7B.1 Impacts of Landfalling Tropical Cyclones on Societies

Tuesday, 17 April 2018: 1:30 PM
Masters ABCD (Sawgrass Marriott)
Elizabeth A Ritchie, Univ. of New South Wales, Canberra, Australia; and K. M. Wood and D. L. Balukas

Landfalling tropical cyclones (TCs) result in much devastation and numerous fatalities around the world each year. The impacts to specific communities and societal groups vary widely due not only to the strength and intensity of the TC at landfall, but also to a given society’s vulnerability and resiliency to these stresses at the time of the TC event. Societies have a number of levels of vulnerability to TCs based on many factors including education, preparedness, personal history with previous events, and governmental infrastructure. The frequency of landfalling events is an important factor for population and ecological vulnerability, not only due to the immediate impacts associated with landfall events, but also for the long-term socioeconomic development of the region.

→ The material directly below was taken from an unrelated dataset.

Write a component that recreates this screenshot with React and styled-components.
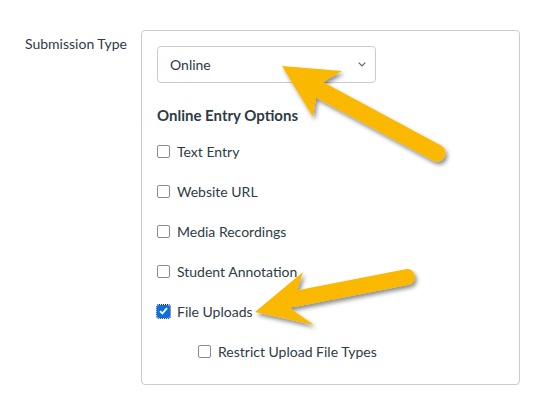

This research seeks to gain insight into the many factors that determine the impact of landfalling TCs. An analysis of the physical characteristics of the spatial and temporal patterns of landfalling events, the socioeconomic and demographic conditions of the location at the time of landfall, and the range of impacts resulting from all landfalling TCs from 1998 to 2013 is presented on scales ranging from global to regional. A comparison of the levels of impacts, which result from TC landfall in developing verses developed countries, is performed. Using both socio-economic and geographic data from sources including, but not limited to the Emergency Events Database, World Bank, the Socioeconomic Data and Applications Center, and the International Best track Archive for Climate Stewardship we will attempt to quantify the level of vulnerability and resiliency of each impacted region by assessing the spatial and temporal trends in TC impacts. The use of socio-economic data in concert with physical storm parameters will allow for a more robust understanding of the ramifications of landfalling TCs.